** Written request **
Exclude the pictures and return every line exactly as written.

══ Given data

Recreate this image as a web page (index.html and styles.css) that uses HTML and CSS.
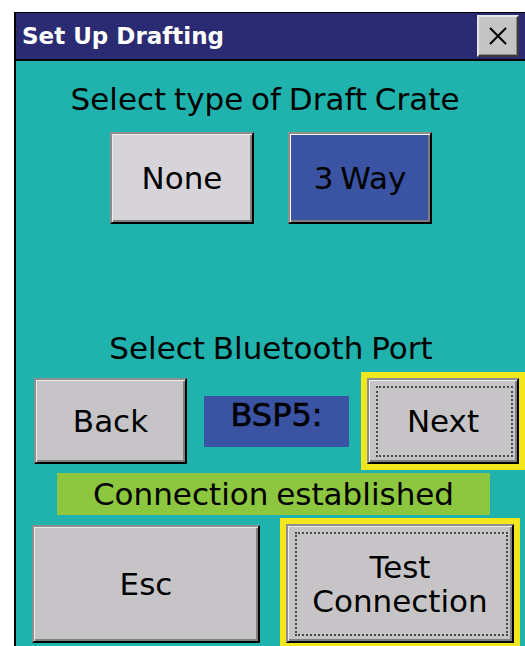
FILE: index.html
```html
<!DOCTYPE html>
<html lang="en">

<head>
    <meta charset="UTF-8" />
    <meta name="viewport" content="width=device-width, initial-scale=1.0" />
    <title>Set Up Drafting</title>
    <link rel="stylesheet" href="styles.css">
</head>

<body>
    <div class="window">
        <div class="titlebar">
            <span class="title">Set Up Drafting</span>
            <button class="close" aria-label="Close">
                <svg width="20" height="20" viewBox="0 0 20 20">
                    <path d="M2 2 L18 18 M18 2 L2 18" stroke="#000" stroke-width="2" fill="none" />
                </svg>
            </button>
        </div>
        <div class="content">
            <h2 class="heading first">Select type of Draft Crate</h2>
            <div class="choices">
                <button class="btn choice">None</button>
                <button class="btn choice selected">3 Way</button>
            </div>

            <h2 class="heading second">Select Bluetooth Port</h2>
            <div class="port-row">
                <button class="btn nav back">Back</button>
                <div class="port">BSP5:</div>
                <div class="focus-ring">
                    <button class="btn nav focused">Next</button>
                </div>
            </div>

            <div class="status">Connection established</div>

            <div class="action-row">
                <button class="btn big esc">Esc</button>
                <div class="focus-ring">
                    <button class="btn big focused">Test<br>Connection</button>
                </div>
            </div>
        </div>
    </div>
</body>

</html>
```

FILE: styles.css
```css
body {
    margin: 0;
    background-color: #fff;
    overflow: hidden;
    font-family: "DejaVu Sans", Verdana, sans-serif;
}

.window {
    margin: 12px 0 0 14px;
    width: 510px;
    height: 640px;
    border-left: 2px solid #000;
    border-top: 1px solid #000;
    display: flex;
    flex-direction: column;
}

.titlebar {
    height: 46px;
    background-color: #2b2b74;
    border-bottom: 2px solid #000;
    display: flex;
    align-items: center;
    justify-content: space-between;
    padding: 0 7px 0 6px;
}

.title {
    color: #fff;
    font-size: 23px;
    font-weight: bold;
}

.close {
    width: 42px;
    height: 42px;
    padding: 0;
    background-color: #c4c4c4;
    border: 2px solid;
    border-color: #e6e6e6 #3a3a3a #3a3a3a #e6e6e6;
    box-shadow: inset -1px -1px 0 #8a8a8a;
    display: flex;
    align-items: center;
    justify-content: center;
}

.content {
    flex: 1;
    background-color: #20b2ad;
    display: flex;
    flex-direction: column;
}

.heading {
    margin: 0;
    font-size: 31px;
    font-weight: normal;
    line-height: 36px;
    text-align: center;
    color: #000;
    word-spacing: -2px;
}

.first {
    margin-top: 20px;
    padding-right: 12px;
}

.second {
    margin-top: 106px;
}

/* shared raised button */
.btn {
    font-family: "DejaVu Sans", Verdana, sans-serif;
    font-size: 31px;
    line-height: 34px;
    color: #000;
    background-color: #c6c4c7;
    border: 2px solid;
    border-color: #8e8e8e #000 #000 #8e8e8e;
    box-shadow: inset 1px 1px 0 #ececec, inset -2px -2px 0 #808080;
    padding: 0;
    box-sizing: border-box;
    display: flex;
    align-items: center;
    justify-content: center;
    text-align: center;
}

.choices {
    display: flex;
    justify-content: center;
    gap: 34px;
    margin-top: 15px;
}

.choice {
    width: 144px;
    height: 92px;
    background-color: #d6d4d8;
    word-spacing: -3px;
}

.selected {
    background-color: #3a53a3;
    box-shadow: inset 1px 1px 0 #fff, inset -2px -2px 0 #7d7d7d;
}

.port-row {
    display: flex;
    align-items: center;
    margin-top: 6px;
    padding-left: 18px;
}

.nav {
    width: 152px;
    height: 86px;
}

.back {
    width: 153px;
}

.port {
    width: 145px;
    height: 51px;
    box-sizing: border-box;
    margin: 0 12px 0 17px;
    padding-top: 1px;
    background-color: #3a53a3;
    font-size: 32px;
    line-height: 36px;
    text-align: center;
    -webkit-text-stroke: 0.6px #000;
}

.focus-ring {
    border: 6px solid #f4e61c;
}

.focused {
    position: relative;
}

.focused::after {
    content: "";
    position: absolute;
    top: 6px;
    left: 7px;
    right: 4px;
    bottom: 5px;
    border: 2px dotted #4a4a4a;
}

.status {
    margin: 3px 0 0 41px;
    width: 433px;
    height: 42px;
    background-color: #8dc63f;
    font-size: 31px;
    line-height: 42px;
    text-align: center;
    word-spacing: -2px;
}

.action-row {
    display: flex;
    align-items: flex-start;
    gap: 20px;
    margin-top: 3px;
    padding-left: 16px;
}

.big {
    width: 228px;
    height: 119px;
}

.esc {
    margin-top: 7px;
    height: 118px;
}
```
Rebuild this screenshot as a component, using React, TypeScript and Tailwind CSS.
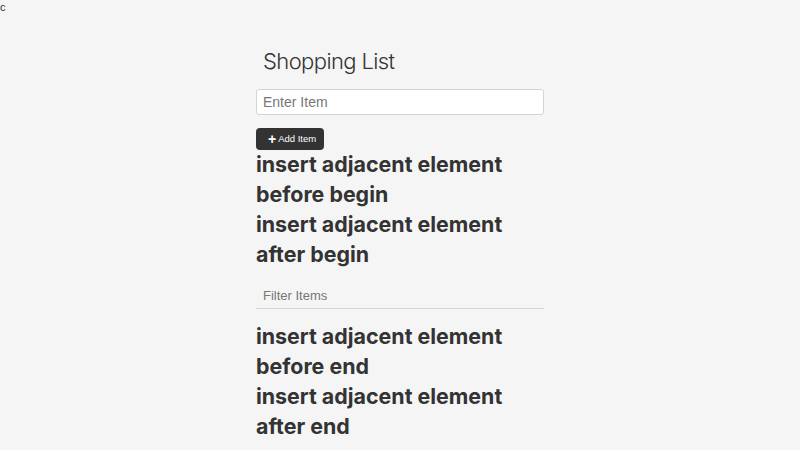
import { useState } from 'react'

const items = [
  'insert adjacent element before begin',
  'insert adjacent element after begin',
]

const lowerItems = [
  'insert adjacent element before end',
  'insert adjacent element after end',
]

export default function App() {
  const [item, setItem] = useState('')
  const [filter, setFilter] = useState('')

  return (
    <div className="min-h-[450px] bg-[#f5f5f5] text-[#333] font-['Inter',sans-serif]">
      <div className="h-[14px] text-[11px] leading-[14px] font-['Liberation_Sans',sans-serif] text-[#333]">c</div>
      <div className="mx-auto w-[288px] pt-[32px]">
        {/* Header */}
        <h1 className="pl-[7px] text-[22px] leading-[30px] font-light tracking-[-0.6px] text-[#333]">Shopping List</h1>

        {/* Form */}
        <form className="mt-[13px]" onSubmit={(e) => e.preventDefault()}>
          <input
            value={item}
            onChange={(e) => setItem(e.target.value)}
            placeholder="Enter Item"
            className="block w-full h-[26px] px-[6px] bg-white border border-[#d4d4d4] rounded-[3px] text-[14px] font-['Liberation_Sans',sans-serif] placeholder:text-[#777] outline-none"
          />
          <button
            type="submit"
            className="mt-[13px] flex items-center gap-[2px] h-[22px] pl-[12px] pr-[8px] bg-[#333] text-white rounded-[4px] text-[9.5px] font-['Liberation_Sans',sans-serif]"
          >
            <span className="text-[14px] leading-none font-bold">+</span>
            Add Item
          </button>
        </form>

        <div className="-mt-[1px] text-[21.4px] leading-[30px] font-bold text-[#333]">
          {items.map((i) => (
            <h2 key={i}>{i}</h2>
          ))}
        </div>

        {/* Filter */}
        <input
          value={filter}
          onChange={(e) => setFilter(e.target.value)}
          placeholder="Filter Items"
          className="mt-[14px] block w-full h-[26px] px-[7px] bg-transparent border-b border-[#d4d4d4] text-[13px] font-['Liberation_Sans',sans-serif] placeholder:text-[#777] outline-none"
        />

        <div className="mt-[12px] text-[21.4px] leading-[30px] font-bold text-[#333]">
          {lowerItems.map((i) => (
            <h2 key={i}>{i}</h2>
          ))}
        </div>
      </div>
    </div>
  )
}
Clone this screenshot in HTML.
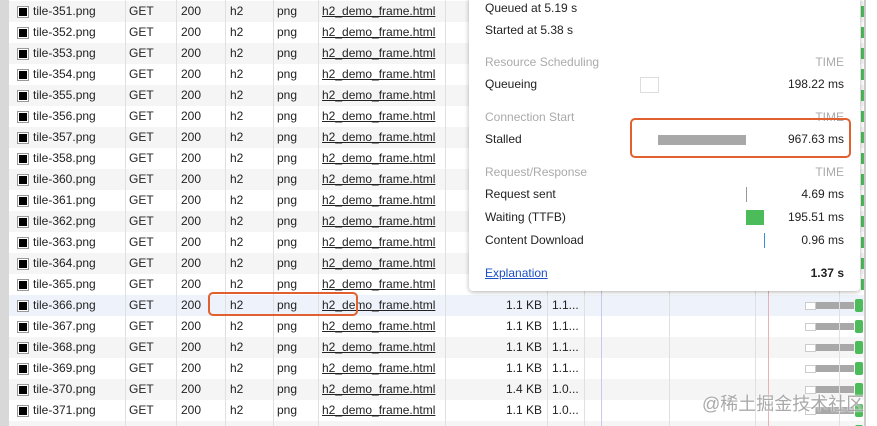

════

** Response to this task **
Recreate this image as a web page (index.html and styles.css) that uses HTML and CSS.
FILE: index.html
```html
<!DOCTYPE html>
<html lang="en">

<head>
    <meta charset="UTF-8" />
    <meta name="viewport" content="width=device-width, initial-scale=1.0" />
    <title>Set Up Drafting</title>
    <link rel="stylesheet" href="styles.css">
</head>

<body>
    <div class="window">
        <div class="titlebar">
            <span class="title">Set Up Drafting</span>
            <button class="close" aria-label="Close">
                <svg width="20" height="20" viewBox="0 0 20 20">
                    <path d="M2 2 L18 18 M18 2 L2 18" stroke="#000" stroke-width="2" fill="none" />
                </svg>
            </button>
        </div>
        <div class="content">
            <h2 class="heading first">Select type of Draft Crate</h2>
            <div class="choices">
                <button class="btn choice">None</button>
                <button class="btn choice selected">3 Way</button>
            </div>

            <h2 class="heading second">Select Bluetooth Port</h2>
            <div class="port-row">
                <button class="btn nav back">Back</button>
                <div class="port">BSP5:</div>
                <div class="focus-ring">
                    <button class="btn nav focused">Next</button>
                </div>
            </div>

            <div class="status">Connection established</div>

            <div class="action-row">
                <button class="btn big esc">Esc</button>
                <div class="focus-ring">
                    <button class="btn big focused">Test<br>Connection</button>
                </div>
            </div>
        </div>
    </div>
</body>

</html>
```

FILE: styles.css
```css
body {
    margin: 0;
    background-color: #fff;
    overflow: hidden;
    font-family: "DejaVu Sans", Verdana, sans-serif;
}

.window {
    margin: 12px 0 0 14px;
    width: 510px;
    height: 640px;
    border-left: 2px solid #000;
    border-top: 1px solid #000;
    display: flex;
    flex-direction: column;
}

.titlebar {
    height: 46px;
    background-color: #2b2b74;
    border-bottom: 2px solid #000;
    display: flex;
    align-items: center;
    justify-content: space-between;
    padding: 0 7px 0 6px;
}

.title {
    color: #fff;
    font-size: 23px;
    font-weight: bold;
}

.close {
    width: 42px;
    height: 42px;
    padding: 0;
    background-color: #c4c4c4;
    border: 2px solid;
    border-color: #e6e6e6 #3a3a3a #3a3a3a #e6e6e6;
    box-shadow: inset -1px -1px 0 #8a8a8a;
    display: flex;
    align-items: center;
    justify-content: center;
}

.content {
    flex: 1;
    background-color: #20b2ad;
    display: flex;
    flex-direction: column;
}

.heading {
    margin: 0;
    font-size: 31px;
    font-weight: normal;
    line-height: 36px;
    text-align: center;
    color: #000;
    word-spacing: -2px;
}

.first {
    margin-top: 20px;
    padding-right: 12px;
}

.second {
    margin-top: 106px;
}

/* shared raised button */
.btn {
    font-family: "DejaVu Sans", Verdana, sans-serif;
    font-size: 31px;
    line-height: 34px;
    color: #000;
    background-color: #c6c4c7;
    border: 2px solid;
    border-color: #8e8e8e #000 #000 #8e8e8e;
    box-shadow: inset 1px 1px 0 #ececec, inset -2px -2px 0 #808080;
    padding: 0;
    box-sizing: border-box;
    display: flex;
    align-items: center;
    justify-content: center;
    text-align: center;
}

.choices {
    display: flex;
    justify-content: center;
    gap: 34px;
    margin-top: 15px;
}

.choice {
    width: 144px;
    height: 92px;
    background-color: #d6d4d8;
    word-spacing: -3px;
}

.selected {
    background-color: #3a53a3;
    box-shadow: inset 1px 1px 0 #fff, inset -2px -2px 0 #7d7d7d;
}

.port-row {
    display: flex;
    align-items: center;
    margin-top: 6px;
    padding-left: 18px;
}

.nav {
    width: 152px;
    height: 86px;
}

.back {
    width: 153px;
}

.port {
    width: 145px;
    height: 51px;
    box-sizing: border-box;
    margin: 0 12px 0 17px;
    padding-top: 1px;
    background-color: #3a53a3;
    font-size: 32px;
    line-height: 36px;
    text-align: center;
    -webkit-text-stroke: 0.6px #000;
}

.focus-ring {
    border: 6px solid #f4e61c;
}

.focused {
    position: relative;
}

.focused::after {
    content: "";
    position: absolute;
    top: 6px;
    left: 7px;
    right: 4px;
    bottom: 5px;
    border: 2px dotted #4a4a4a;
}

.status {
    margin: 3px 0 0 41px;
    width: 433px;
    height: 42px;
    background-color: #8dc63f;
    font-size: 31px;
    line-height: 42px;
    text-align: center;
    word-spacing: -2px;
}

.action-row {
    display: flex;
    align-items: flex-start;
    gap: 20px;
    margin-top: 3px;
    padding-left: 16px;
}

.big {
    width: 228px;
    height: 119px;
}

.esc {
    margin-top: 7px;
    height: 118px;
}
```
Rebuild this screenshot as a component, using React, TypeScript and Tailwind CSS.
import { useState } from 'react'

const items = [
  'insert adjacent element before begin',
  'insert adjacent element after begin',
]

const lowerItems = [
  'insert adjacent element before end',
  'insert adjacent element after end',
]

export default function App() {
  const [item, setItem] = useState('')
  const [filter, setFilter] = useState('')

  return (
    <div className="min-h-[450px] bg-[#f5f5f5] text-[#333] font-['Inter',sans-serif]">
      <div className="h-[14px] text-[11px] leading-[14px] font-['Liberation_Sans',sans-serif] text-[#333]">c</div>
      <div className="mx-auto w-[288px] pt-[32px]">
        {/* Header */}
        <h1 className="pl-[7px] text-[22px] leading-[30px] font-light tracking-[-0.6px] text-[#333]">Shopping List</h1>

        {/* Form */}
        <form className="mt-[13px]" onSubmit={(e) => e.preventDefault()}>
          <input
            value={item}
            onChange={(e) => setItem(e.target.value)}
            placeholder="Enter Item"
            className="block w-full h-[26px] px-[6px] bg-white border border-[#d4d4d4] rounded-[3px] text-[14px] font-['Liberation_Sans',sans-serif] placeholder:text-[#777] outline-none"
          />
          <button
            type="submit"
            className="mt-[13px] flex items-center gap-[2px] h-[22px] pl-[12px] pr-[8px] bg-[#333] text-white rounded-[4px] text-[9.5px] font-['Liberation_Sans',sans-serif]"
          >
            <span className="text-[14px] leading-none font-bold">+</span>
            Add Item
          </button>
        </form>

        <div className="-mt-[1px] text-[21.4px] leading-[30px] font-bold text-[#333]">
          {items.map((i) => (
            <h2 key={i}>{i}</h2>
          ))}
        </div>

        {/* Filter */}
        <input
          value={filter}
          onChange={(e) => setFilter(e.target.value)}
          placeholder="Filter Items"
          className="mt-[14px] block w-full h-[26px] px-[7px] bg-transparent border-b border-[#d4d4d4] text-[13px] font-['Liberation_Sans',sans-serif] placeholder:text-[#777] outline-none"
        />

        <div className="mt-[12px] text-[21.4px] leading-[30px] font-bold text-[#333]">
          {lowerItems.map((i) => (
            <h2 key={i}>{i}</h2>
          ))}
        </div>
      </div>
    </div>
  )
}
Clone this screenshot in HTML.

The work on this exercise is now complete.